• **Written task**
Below is a listing. Return the lines from the one that contains "Recreate this image" to the one that contains "type Cell = [string, string];", both ends included, verbatim and with no pictures.

------ Excerpted data

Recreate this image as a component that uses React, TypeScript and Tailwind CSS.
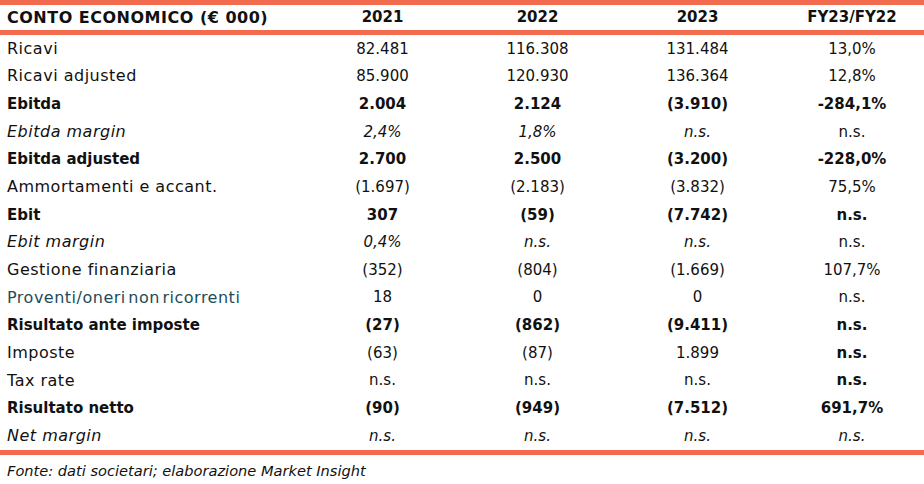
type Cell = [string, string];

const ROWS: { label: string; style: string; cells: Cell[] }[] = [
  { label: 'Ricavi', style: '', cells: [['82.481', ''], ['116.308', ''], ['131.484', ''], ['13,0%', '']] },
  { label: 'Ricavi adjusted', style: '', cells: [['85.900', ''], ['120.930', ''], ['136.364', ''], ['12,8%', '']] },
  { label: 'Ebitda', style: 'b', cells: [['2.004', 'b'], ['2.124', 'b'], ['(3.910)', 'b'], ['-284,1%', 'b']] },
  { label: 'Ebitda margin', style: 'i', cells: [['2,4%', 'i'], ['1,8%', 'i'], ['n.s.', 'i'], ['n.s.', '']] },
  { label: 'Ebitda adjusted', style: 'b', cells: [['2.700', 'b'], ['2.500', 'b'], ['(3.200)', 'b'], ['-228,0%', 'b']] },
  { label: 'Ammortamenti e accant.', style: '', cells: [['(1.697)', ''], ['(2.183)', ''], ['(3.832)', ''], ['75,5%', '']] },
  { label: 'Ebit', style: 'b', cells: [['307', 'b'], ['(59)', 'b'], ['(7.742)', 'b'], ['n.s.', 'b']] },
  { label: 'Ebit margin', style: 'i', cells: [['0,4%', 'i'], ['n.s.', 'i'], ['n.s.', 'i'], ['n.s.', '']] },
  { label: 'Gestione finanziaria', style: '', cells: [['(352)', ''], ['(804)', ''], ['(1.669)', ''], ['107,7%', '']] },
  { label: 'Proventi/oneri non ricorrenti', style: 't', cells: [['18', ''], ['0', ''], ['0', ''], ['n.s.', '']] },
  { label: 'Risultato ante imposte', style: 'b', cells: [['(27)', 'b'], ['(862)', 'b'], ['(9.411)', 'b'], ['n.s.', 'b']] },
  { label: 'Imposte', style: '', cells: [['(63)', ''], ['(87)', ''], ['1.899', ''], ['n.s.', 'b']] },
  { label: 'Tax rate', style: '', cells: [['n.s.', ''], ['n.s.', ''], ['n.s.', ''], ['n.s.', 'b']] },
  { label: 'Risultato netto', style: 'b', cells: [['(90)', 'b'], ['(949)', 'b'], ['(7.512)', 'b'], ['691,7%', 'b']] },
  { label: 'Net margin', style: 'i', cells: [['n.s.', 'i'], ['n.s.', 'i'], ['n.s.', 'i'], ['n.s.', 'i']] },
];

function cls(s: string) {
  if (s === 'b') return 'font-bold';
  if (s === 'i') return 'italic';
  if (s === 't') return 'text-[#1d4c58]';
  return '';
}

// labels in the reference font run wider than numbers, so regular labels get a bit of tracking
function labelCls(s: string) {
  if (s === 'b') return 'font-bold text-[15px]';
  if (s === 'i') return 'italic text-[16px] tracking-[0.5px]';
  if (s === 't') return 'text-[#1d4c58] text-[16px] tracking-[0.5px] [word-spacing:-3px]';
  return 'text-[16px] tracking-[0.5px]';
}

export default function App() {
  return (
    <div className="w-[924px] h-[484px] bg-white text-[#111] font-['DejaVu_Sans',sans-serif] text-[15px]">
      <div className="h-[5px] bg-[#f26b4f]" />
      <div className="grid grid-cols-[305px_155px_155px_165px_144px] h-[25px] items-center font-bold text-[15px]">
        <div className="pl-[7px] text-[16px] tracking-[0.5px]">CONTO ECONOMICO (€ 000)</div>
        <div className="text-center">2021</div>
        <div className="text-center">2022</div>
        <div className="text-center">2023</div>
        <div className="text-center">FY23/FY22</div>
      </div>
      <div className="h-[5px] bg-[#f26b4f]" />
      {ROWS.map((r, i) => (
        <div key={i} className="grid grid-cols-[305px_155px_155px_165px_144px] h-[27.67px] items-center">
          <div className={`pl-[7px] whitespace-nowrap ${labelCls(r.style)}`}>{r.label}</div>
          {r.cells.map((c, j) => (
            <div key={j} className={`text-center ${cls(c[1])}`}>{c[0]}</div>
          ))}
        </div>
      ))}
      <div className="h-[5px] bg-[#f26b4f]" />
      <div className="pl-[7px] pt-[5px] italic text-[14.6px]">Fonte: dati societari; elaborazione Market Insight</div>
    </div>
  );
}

------------
------ Excerpted data

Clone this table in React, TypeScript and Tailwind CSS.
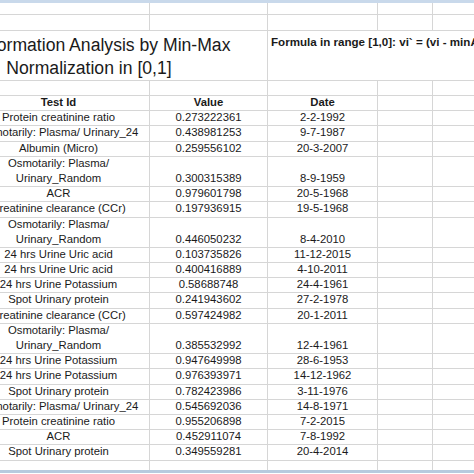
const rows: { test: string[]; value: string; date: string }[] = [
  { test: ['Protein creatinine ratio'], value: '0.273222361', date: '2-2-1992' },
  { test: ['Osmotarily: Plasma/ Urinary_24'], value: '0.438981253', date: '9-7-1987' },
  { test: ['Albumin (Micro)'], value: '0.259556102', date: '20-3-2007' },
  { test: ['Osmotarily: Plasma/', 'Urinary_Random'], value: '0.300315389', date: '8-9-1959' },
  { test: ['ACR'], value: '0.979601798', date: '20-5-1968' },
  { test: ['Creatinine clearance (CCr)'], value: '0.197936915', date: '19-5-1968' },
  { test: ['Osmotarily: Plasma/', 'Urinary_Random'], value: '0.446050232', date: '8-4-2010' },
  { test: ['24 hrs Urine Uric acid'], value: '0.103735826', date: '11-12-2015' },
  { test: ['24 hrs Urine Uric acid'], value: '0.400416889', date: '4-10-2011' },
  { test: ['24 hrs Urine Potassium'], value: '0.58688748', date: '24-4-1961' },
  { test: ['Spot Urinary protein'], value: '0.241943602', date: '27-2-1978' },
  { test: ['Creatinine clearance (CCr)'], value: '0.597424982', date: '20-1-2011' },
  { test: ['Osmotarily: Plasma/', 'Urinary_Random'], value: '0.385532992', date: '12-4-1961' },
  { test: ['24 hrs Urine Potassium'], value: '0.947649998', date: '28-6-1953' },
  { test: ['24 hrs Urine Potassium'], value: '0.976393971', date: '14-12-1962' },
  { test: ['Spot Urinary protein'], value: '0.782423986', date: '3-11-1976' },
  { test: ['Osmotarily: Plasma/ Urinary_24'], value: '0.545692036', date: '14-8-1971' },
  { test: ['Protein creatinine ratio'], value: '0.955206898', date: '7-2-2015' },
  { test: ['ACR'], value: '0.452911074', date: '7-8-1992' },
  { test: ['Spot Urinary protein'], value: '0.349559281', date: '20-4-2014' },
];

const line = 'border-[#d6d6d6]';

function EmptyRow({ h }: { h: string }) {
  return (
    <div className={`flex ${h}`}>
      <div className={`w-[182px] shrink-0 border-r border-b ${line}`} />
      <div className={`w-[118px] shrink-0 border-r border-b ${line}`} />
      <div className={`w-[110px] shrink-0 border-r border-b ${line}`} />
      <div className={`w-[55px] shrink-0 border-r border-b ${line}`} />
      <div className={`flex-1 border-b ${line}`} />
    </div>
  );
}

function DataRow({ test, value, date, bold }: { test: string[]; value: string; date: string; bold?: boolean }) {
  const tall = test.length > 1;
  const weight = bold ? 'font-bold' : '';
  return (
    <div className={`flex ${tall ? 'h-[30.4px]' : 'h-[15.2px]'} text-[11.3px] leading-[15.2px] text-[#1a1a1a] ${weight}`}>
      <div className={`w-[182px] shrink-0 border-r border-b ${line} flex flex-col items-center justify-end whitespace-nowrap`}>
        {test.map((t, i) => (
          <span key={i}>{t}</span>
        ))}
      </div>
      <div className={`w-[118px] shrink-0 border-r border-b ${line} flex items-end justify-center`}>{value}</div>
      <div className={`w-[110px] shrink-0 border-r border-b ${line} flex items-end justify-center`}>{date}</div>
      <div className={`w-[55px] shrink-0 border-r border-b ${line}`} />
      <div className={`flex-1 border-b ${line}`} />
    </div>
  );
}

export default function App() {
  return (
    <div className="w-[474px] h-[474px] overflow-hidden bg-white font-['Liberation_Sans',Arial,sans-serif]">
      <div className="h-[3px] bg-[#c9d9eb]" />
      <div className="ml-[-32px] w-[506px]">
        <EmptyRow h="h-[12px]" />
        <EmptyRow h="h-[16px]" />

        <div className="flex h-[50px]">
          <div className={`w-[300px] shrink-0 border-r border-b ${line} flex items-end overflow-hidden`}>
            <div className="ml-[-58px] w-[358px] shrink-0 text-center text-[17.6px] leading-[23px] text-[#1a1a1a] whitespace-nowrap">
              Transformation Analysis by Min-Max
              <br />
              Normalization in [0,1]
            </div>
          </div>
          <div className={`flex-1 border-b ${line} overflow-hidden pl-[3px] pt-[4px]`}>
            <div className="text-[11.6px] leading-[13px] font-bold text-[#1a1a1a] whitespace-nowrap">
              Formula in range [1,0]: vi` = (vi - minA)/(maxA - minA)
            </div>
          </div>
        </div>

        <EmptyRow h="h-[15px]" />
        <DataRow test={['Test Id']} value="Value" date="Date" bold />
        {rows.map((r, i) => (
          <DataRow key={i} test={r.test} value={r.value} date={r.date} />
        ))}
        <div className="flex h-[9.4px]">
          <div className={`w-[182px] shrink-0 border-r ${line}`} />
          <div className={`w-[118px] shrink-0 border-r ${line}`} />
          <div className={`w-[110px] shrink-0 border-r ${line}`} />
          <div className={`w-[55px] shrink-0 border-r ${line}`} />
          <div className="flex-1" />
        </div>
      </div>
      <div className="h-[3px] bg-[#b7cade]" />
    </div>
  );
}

------------
------ Excerpted data

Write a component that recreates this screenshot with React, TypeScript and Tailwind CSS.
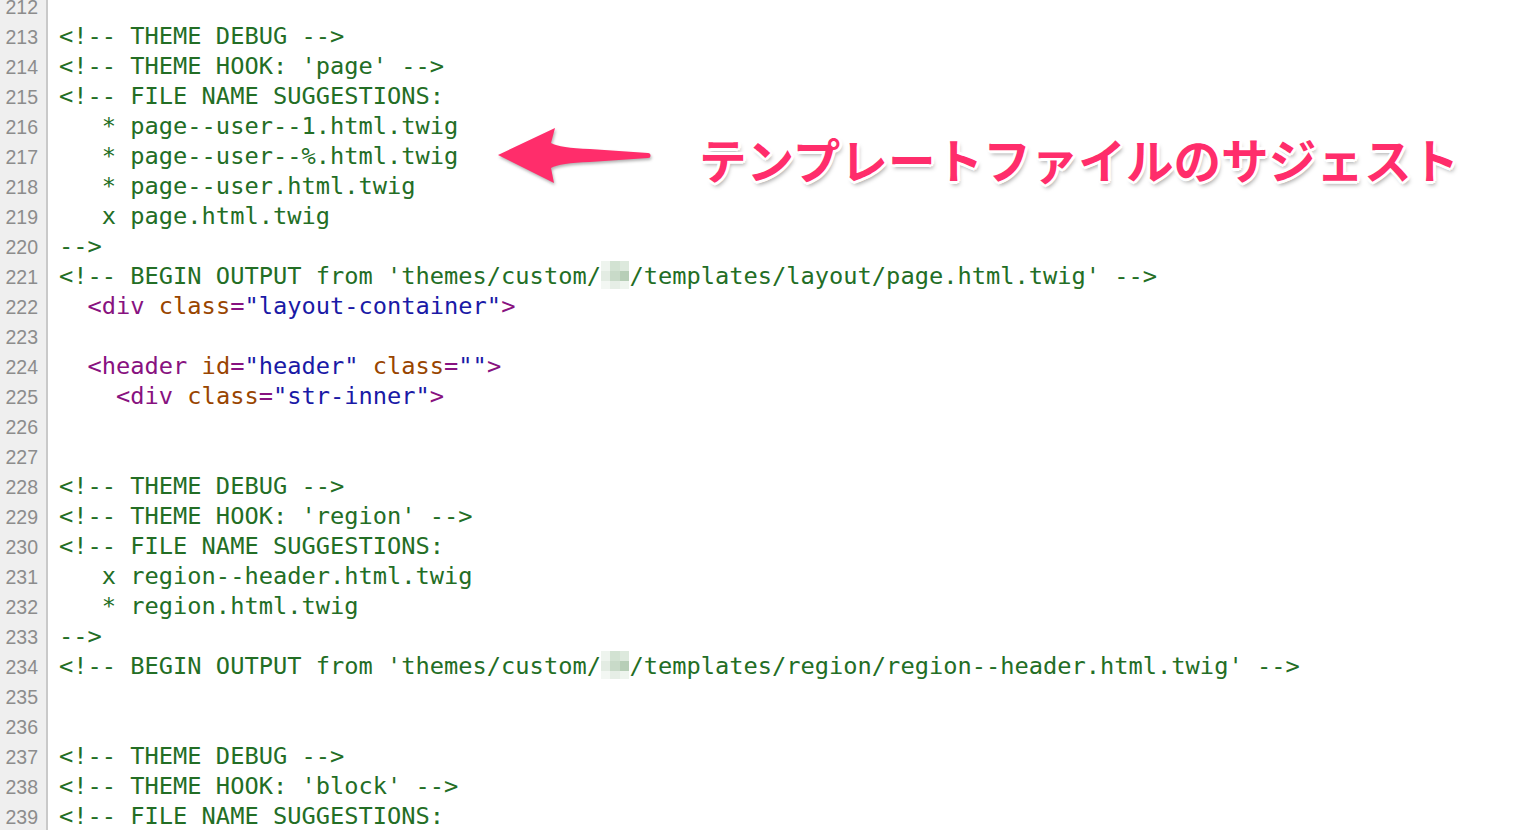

------------

• **Full output**
Recreate this image as a component that uses React, TypeScript and Tailwind CSS.
type Cell = [string, string];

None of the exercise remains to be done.